_Short problem_: Output each entry that follows exactly. Images stay out.

Lines of data
☆ ☆ ☆ ☆ ☆ ☆ ☆

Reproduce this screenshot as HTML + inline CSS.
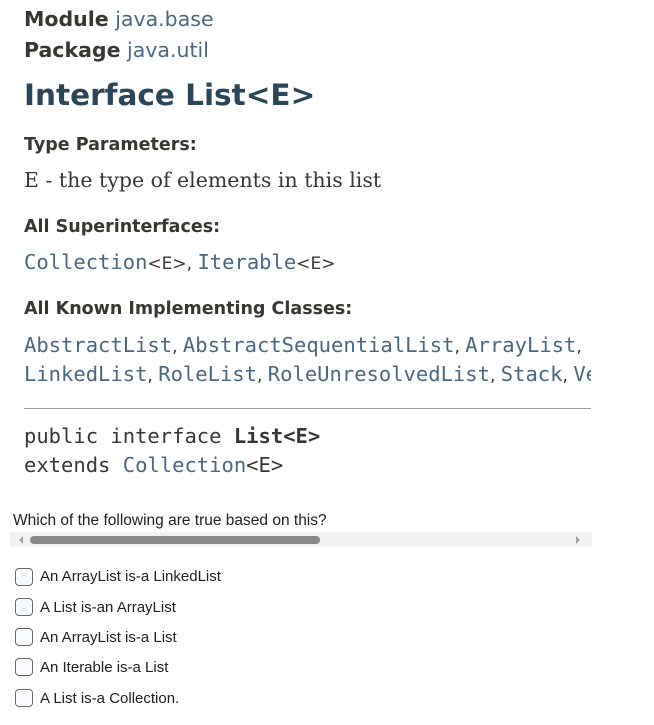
<!DOCTYPE html>
<html><head><style>
body{margin:0;width:654px;height:725px;background:#fff;position:relative;overflow:hidden;font-family:"DejaVu Sans",sans-serif;color:#353833}
.a{position:absolute;white-space:nowrap}
.l{color:#4a6782}
.m{font-family:"DejaVu Sans Mono",monospace;font-size:20.5px}
.h{font-weight:bold;font-size:17.5px;color:#353833}
.cb{position:absolute;left:15px;width:16px;height:16px;border:1.5px solid #6a6a6a;border-radius:4px;background:#f9fafe}
.q{position:absolute;left:40px;font-family:"Liberation Sans",sans-serif;font-size:15px;color:#202122;white-space:nowrap}
</style></head><body>
<div class="a" style="left:24px;top:7px;font-size:20.5px"><b>Module</b> <span class="l">java.base</span></div>
<div class="a" style="left:24px;top:38px;font-size:20.5px"><b>Package</b> <span class="l">java.util</span></div>
<div class="a" style="left:24px;top:78px;font-size:29.5px;font-weight:bold;color:#2c4557">Interface List&lt;E&gt;</div>
<div class="a h" style="top:135px;left:24px">Type Parameters:</div>
<div class="a" style="left:24px;top:168px;font-family:'DejaVu Serif',serif;font-size:20.5px">E - the type of elements in this list</div>
<div class="a h" style="top:217px;left:24px">All Superinterfaces:</div>
<div class="a" style="left:24px;top:250px;font-size:17px"><span class="m l">Collection</span>&lt;E&gt;, <span class="m l">Iterable</span>&lt;E&gt;</div>
<div class="a h" style="top:299px;left:24px">All Known Implementing Classes:</div>
<div class="a" style="left:24px;top:333px;font-size:17px;width:567px;overflow:hidden"><span class="m l">AbstractList</span>, <span class="m l">AbstractSequentialList</span>, <span class="m l">ArrayList</span>,</div>
<div class="a" style="left:24px;top:362px;font-size:17px;width:567px;overflow:hidden"><span class="m l">LinkedList</span>, <span class="m l">RoleList</span>, <span class="m l">RoleUnresolvedList</span>, <span class="m l">Stack</span>, <span class="m l">Vector</span></div>
<div class="a" style="left:24px;top:408px;width:567px;height:1px;background:#9a9a9a"></div>
<div class="a m" style="left:24px;top:424px">public interface <b>List&lt;E&gt;</b></div>
<div class="a m" style="left:24px;top:453px">extends <span class="l">Collection</span>&lt;E&gt;</div>
<div class="a" style="left:13px;top:512px;font-family:'Liberation Sans',sans-serif;font-size:15.5px;color:#202122">Which of the following are true based on this?</div>
<div class="a" style="left:10px;top:532px;width:582px;height:15px;background:#f1f1f1"></div>
<div class="a" style="left:30px;top:536px;width:290px;height:8px;border-radius:4px;background:#898989"></div>
<div class="a" style="left:19px;top:536px;width:0;height:0;border-top:4px solid transparent;border-bottom:4px solid transparent;border-right:4px solid #a3a3a3"></div>
<div class="a" style="left:576px;top:536px;width:0;height:0;border-top:4px solid transparent;border-bottom:4px solid transparent;border-left:4px solid #a3a3a3"></div>
<div class="cb" style="top:568px"></div><div class="q" style="top:568px">An ArrayList is-a LinkedList</div>
<div class="cb" style="top:598px"></div><div class="q" style="top:599px">A List is-an ArrayList</div>
<div class="cb" style="top:628px"></div><div class="q" style="top:629px">An ArrayList is-a List</div>
<div class="cb" style="top:658px"></div><div class="q" style="top:659px">An Iterable is-a List</div>
<div class="cb" style="top:689px"></div><div class="q" style="top:690px">A List is-a Collection.</div>
</body></html>
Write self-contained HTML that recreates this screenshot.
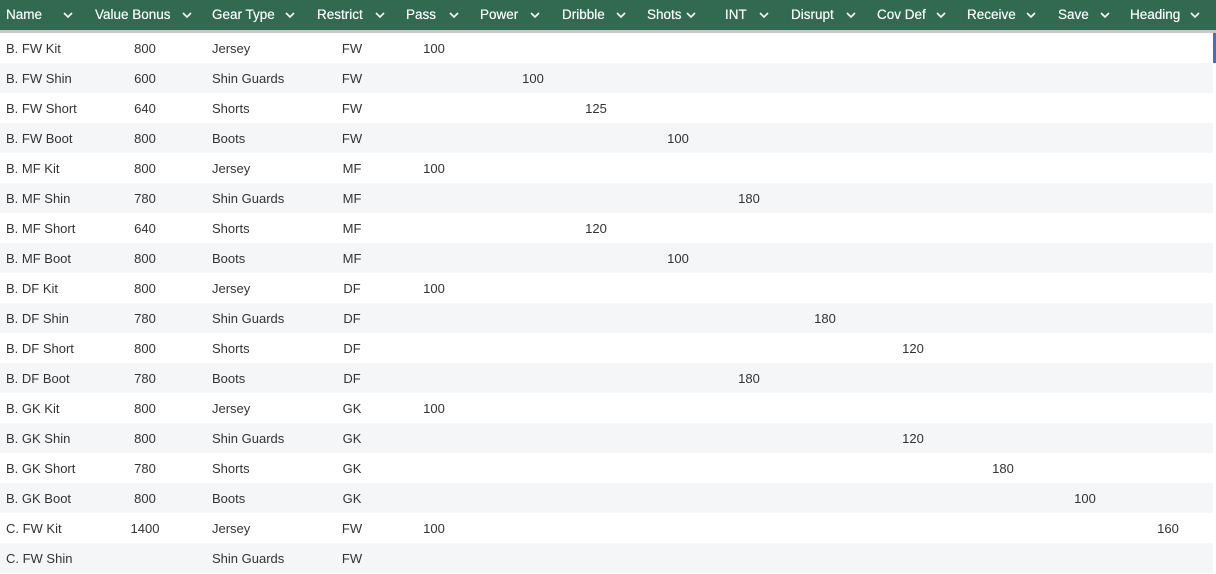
<!DOCTYPE html>
<html><head><meta charset="utf-8"><style>
*{margin:0;padding:0;box-sizing:border-box}
body{width:1216px;height:574px;overflow:hidden;background:#fff;font-family:"Liberation Sans",Arial,sans-serif;position:relative}
#hd{position:absolute;left:0;top:0;width:1216px;height:30px;background:#316a50}
#sh{position:absolute;left:0;top:30px;width:1216px;height:3px;background:#c8c8c8}
.h{position:absolute;top:7px;color:#fff;font-size:13.5px;white-space:nowrap;text-shadow:0 0 0.4px #fff}
.c{position:absolute;top:9px;width:12px;height:12px}
.r{position:absolute;left:0;width:1213px;height:30px}
.r.g{background:#f5f6f8}
.t{position:absolute;font-size:13px;color:#333;white-space:nowrap;line-height:30px;margin-top:1px}
.m{transform:translateX(-50%)}
</style></head><body>
<div id="hd"></div><div id="sh"></div>
<div style="position:absolute;left:1213px;top:33px;width:3px;height:30px;background:#3a6fd8"></div>
<script>
var H=[["Name",6,68],["Value Bonus",95,187],["Gear Type",212,290],["Restrict",317,380],["Pass",406,454],["Power",480,535],["Dribble",562,621],["Shots",647,691],["INT",725,764],["Disrupt",791,851],["Cov Def",877,941],["Receive",967,1031],["Save",1058,1105],["Heading",1130,1195]];
var s="";
H.forEach(function(h){s+='<div class="h" style="left:'+h[1]+'px">'+h[0]+'</div><svg class="c" style="left:'+(h[2]-6)+'px" viewBox="0 0 12 12"><path d="M2 4l4 4 4-4" fill="none" stroke="#fff" stroke-width="1.6"/></svg>';});
var cx=[434,533,596,678,749,825,913,1003,1085,1168];
var R=[["B. FW Kit","800","Jersey","FW",0,"100"],["B. FW Shin","600","Shin Guards","FW",1,"100"],["B. FW Short","640","Shorts","FW",2,"125"],["B. FW Boot","800","Boots","FW",3,"100"],["B. MF Kit","800","Jersey","MF",0,"100"],["B. MF Shin","780","Shin Guards","MF",4,"180"],["B. MF Short","640","Shorts","MF",2,"120"],["B. MF Boot","800","Boots","MF",3,"100"],["B. DF Kit","800","Jersey","DF",0,"100"],["B. DF Shin","780","Shin Guards","DF",5,"180"],["B. DF Short","800","Shorts","DF",6,"120"],["B. DF Boot","780","Boots","DF",4,"180"],["B. GK Kit","800","Jersey","GK",0,"100"],["B. GK Shin","800","Shin Guards","GK",6,"120"],["B. GK Short","780","Shorts","GK",7,"180"],["B. GK Boot","800","Boots","GK",8,"100"],["C. FW Kit","1400","Jersey","FW",0,"100",9,"160"],["C. FW Shin","","Shin Guards","FW"]];
R.forEach(function(r,i){var y=33+i*30;
s+='<div class="r'+(i%2?' g':'')+'" style="top:'+y+'px"></div>';
s+='<div class="t" style="left:6px;top:'+y+'px">'+r[0]+'</div>';
s+='<div class="t m" style="left:145px;top:'+y+'px">'+r[1]+'</div>';
s+='<div class="t" style="left:212px;top:'+y+'px">'+r[2]+'</div>';
s+='<div class="t m" style="left:352px;top:'+y+'px">'+r[3]+'</div>';
for(var k=4;k<r.length;k+=2)s+='<div class="t m" style="left:'+cx[r[k]]+'px;top:'+y+'px">'+r[k+1]+'</div>';
});
document.write(s);
</script>
</body></html>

☆ ☆ ☆ ☆ ☆ ☆ ☆

_Task output_:
Reproduce this screenshot as HTML + inline CSS.
<!DOCTYPE html>
<html><head><style>
body{margin:0;width:654px;height:725px;background:#fff;position:relative;overflow:hidden;font-family:"DejaVu Sans",sans-serif;color:#353833}
.a{position:absolute;white-space:nowrap}
.l{color:#4a6782}
.m{font-family:"DejaVu Sans Mono",monospace;font-size:20.5px}
.h{font-weight:bold;font-size:17.5px;color:#353833}
.cb{position:absolute;left:15px;width:16px;height:16px;border:1.5px solid #6a6a6a;border-radius:4px;background:#f9fafe}
.q{position:absolute;left:40px;font-family:"Liberation Sans",sans-serif;font-size:15px;color:#202122;white-space:nowrap}
</style></head><body>
<div class="a" style="left:24px;top:7px;font-size:20.5px"><b>Module</b> <span class="l">java.base</span></div>
<div class="a" style="left:24px;top:38px;font-size:20.5px"><b>Package</b> <span class="l">java.util</span></div>
<div class="a" style="left:24px;top:78px;font-size:29.5px;font-weight:bold;color:#2c4557">Interface List&lt;E&gt;</div>
<div class="a h" style="top:135px;left:24px">Type Parameters:</div>
<div class="a" style="left:24px;top:168px;font-family:'DejaVu Serif',serif;font-size:20.5px">E - the type of elements in this list</div>
<div class="a h" style="top:217px;left:24px">All Superinterfaces:</div>
<div class="a" style="left:24px;top:250px;font-size:17px"><span class="m l">Collection</span>&lt;E&gt;, <span class="m l">Iterable</span>&lt;E&gt;</div>
<div class="a h" style="top:299px;left:24px">All Known Implementing Classes:</div>
<div class="a" style="left:24px;top:333px;font-size:17px;width:567px;overflow:hidden"><span class="m l">AbstractList</span>, <span class="m l">AbstractSequentialList</span>, <span class="m l">ArrayList</span>,</div>
<div class="a" style="left:24px;top:362px;font-size:17px;width:567px;overflow:hidden"><span class="m l">LinkedList</span>, <span class="m l">RoleList</span>, <span class="m l">RoleUnresolvedList</span>, <span class="m l">Stack</span>, <span class="m l">Vector</span></div>
<div class="a" style="left:24px;top:408px;width:567px;height:1px;background:#9a9a9a"></div>
<div class="a m" style="left:24px;top:424px">public interface <b>List&lt;E&gt;</b></div>
<div class="a m" style="left:24px;top:453px">extends <span class="l">Collection</span>&lt;E&gt;</div>
<div class="a" style="left:13px;top:512px;font-family:'Liberation Sans',sans-serif;font-size:15.5px;color:#202122">Which of the following are true based on this?</div>
<div class="a" style="left:10px;top:532px;width:582px;height:15px;background:#f1f1f1"></div>
<div class="a" style="left:30px;top:536px;width:290px;height:8px;border-radius:4px;background:#898989"></div>
<div class="a" style="left:19px;top:536px;width:0;height:0;border-top:4px solid transparent;border-bottom:4px solid transparent;border-right:4px solid #a3a3a3"></div>
<div class="a" style="left:576px;top:536px;width:0;height:0;border-top:4px solid transparent;border-bottom:4px solid transparent;border-left:4px solid #a3a3a3"></div>
<div class="cb" style="top:568px"></div><div class="q" style="top:568px">An ArrayList is-a LinkedList</div>
<div class="cb" style="top:598px"></div><div class="q" style="top:599px">A List is-an ArrayList</div>
<div class="cb" style="top:628px"></div><div class="q" style="top:629px">An ArrayList is-a List</div>
<div class="cb" style="top:658px"></div><div class="q" style="top:659px">An Iterable is-a List</div>
<div class="cb" style="top:689px"></div><div class="q" style="top:690px">A List is-a Collection.</div>
</body></html>
Write self-contained HTML that recreates this screenshot.
<!DOCTYPE html>
<html><head><meta charset="utf-8"><style>
*{margin:0;padding:0;box-sizing:border-box}
body{width:1216px;height:574px;overflow:hidden;background:#fff;font-family:"Liberation Sans",Arial,sans-serif;position:relative}
#hd{position:absolute;left:0;top:0;width:1216px;height:30px;background:#316a50}
#sh{position:absolute;left:0;top:30px;width:1216px;height:3px;background:#c8c8c8}
.h{position:absolute;top:7px;color:#fff;font-size:13.5px;white-space:nowrap;text-shadow:0 0 0.4px #fff}
.c{position:absolute;top:9px;width:12px;height:12px}
.r{position:absolute;left:0;width:1213px;height:30px}
.r.g{background:#f5f6f8}
.t{position:absolute;font-size:13px;color:#333;white-space:nowrap;line-height:30px;margin-top:1px}
.m{transform:translateX(-50%)}
</style></head><body>
<div id="hd"></div><div id="sh"></div>
<div style="position:absolute;left:1213px;top:33px;width:3px;height:30px;background:#3a6fd8"></div>
<script>
var H=[["Name",6,68],["Value Bonus",95,187],["Gear Type",212,290],["Restrict",317,380],["Pass",406,454],["Power",480,535],["Dribble",562,621],["Shots",647,691],["INT",725,764],["Disrupt",791,851],["Cov Def",877,941],["Receive",967,1031],["Save",1058,1105],["Heading",1130,1195]];
var s="";
H.forEach(function(h){s+='<div class="h" style="left:'+h[1]+'px">'+h[0]+'</div><svg class="c" style="left:'+(h[2]-6)+'px" viewBox="0 0 12 12"><path d="M2 4l4 4 4-4" fill="none" stroke="#fff" stroke-width="1.6"/></svg>';});
var cx=[434,533,596,678,749,825,913,1003,1085,1168];
var R=[["B. FW Kit","800","Jersey","FW",0,"100"],["B. FW Shin","600","Shin Guards","FW",1,"100"],["B. FW Short","640","Shorts","FW",2,"125"],["B. FW Boot","800","Boots","FW",3,"100"],["B. MF Kit","800","Jersey","MF",0,"100"],["B. MF Shin","780","Shin Guards","MF",4,"180"],["B. MF Short","640","Shorts","MF",2,"120"],["B. MF Boot","800","Boots","MF",3,"100"],["B. DF Kit","800","Jersey","DF",0,"100"],["B. DF Shin","780","Shin Guards","DF",5,"180"],["B. DF Short","800","Shorts","DF",6,"120"],["B. DF Boot","780","Boots","DF",4,"180"],["B. GK Kit","800","Jersey","GK",0,"100"],["B. GK Shin","800","Shin Guards","GK",6,"120"],["B. GK Short","780","Shorts","GK",7,"180"],["B. GK Boot","800","Boots","GK",8,"100"],["C. FW Kit","1400","Jersey","FW",0,"100",9,"160"],["C. FW Shin","","Shin Guards","FW"]];
R.forEach(function(r,i){var y=33+i*30;
s+='<div class="r'+(i%2?' g':'')+'" style="top:'+y+'px"></div>';
s+='<div class="t" style="left:6px;top:'+y+'px">'+r[0]+'</div>';
s+='<div class="t m" style="left:145px;top:'+y+'px">'+r[1]+'</div>';
s+='<div class="t" style="left:212px;top:'+y+'px">'+r[2]+'</div>';
s+='<div class="t m" style="left:352px;top:'+y+'px">'+r[3]+'</div>';
for(var k=4;k<r.length;k+=2)s+='<div class="t m" style="left:'+cx[r[k]]+'px;top:'+y+'px">'+r[k+1]+'</div>';
});
document.write(s);
</script>
</body></html>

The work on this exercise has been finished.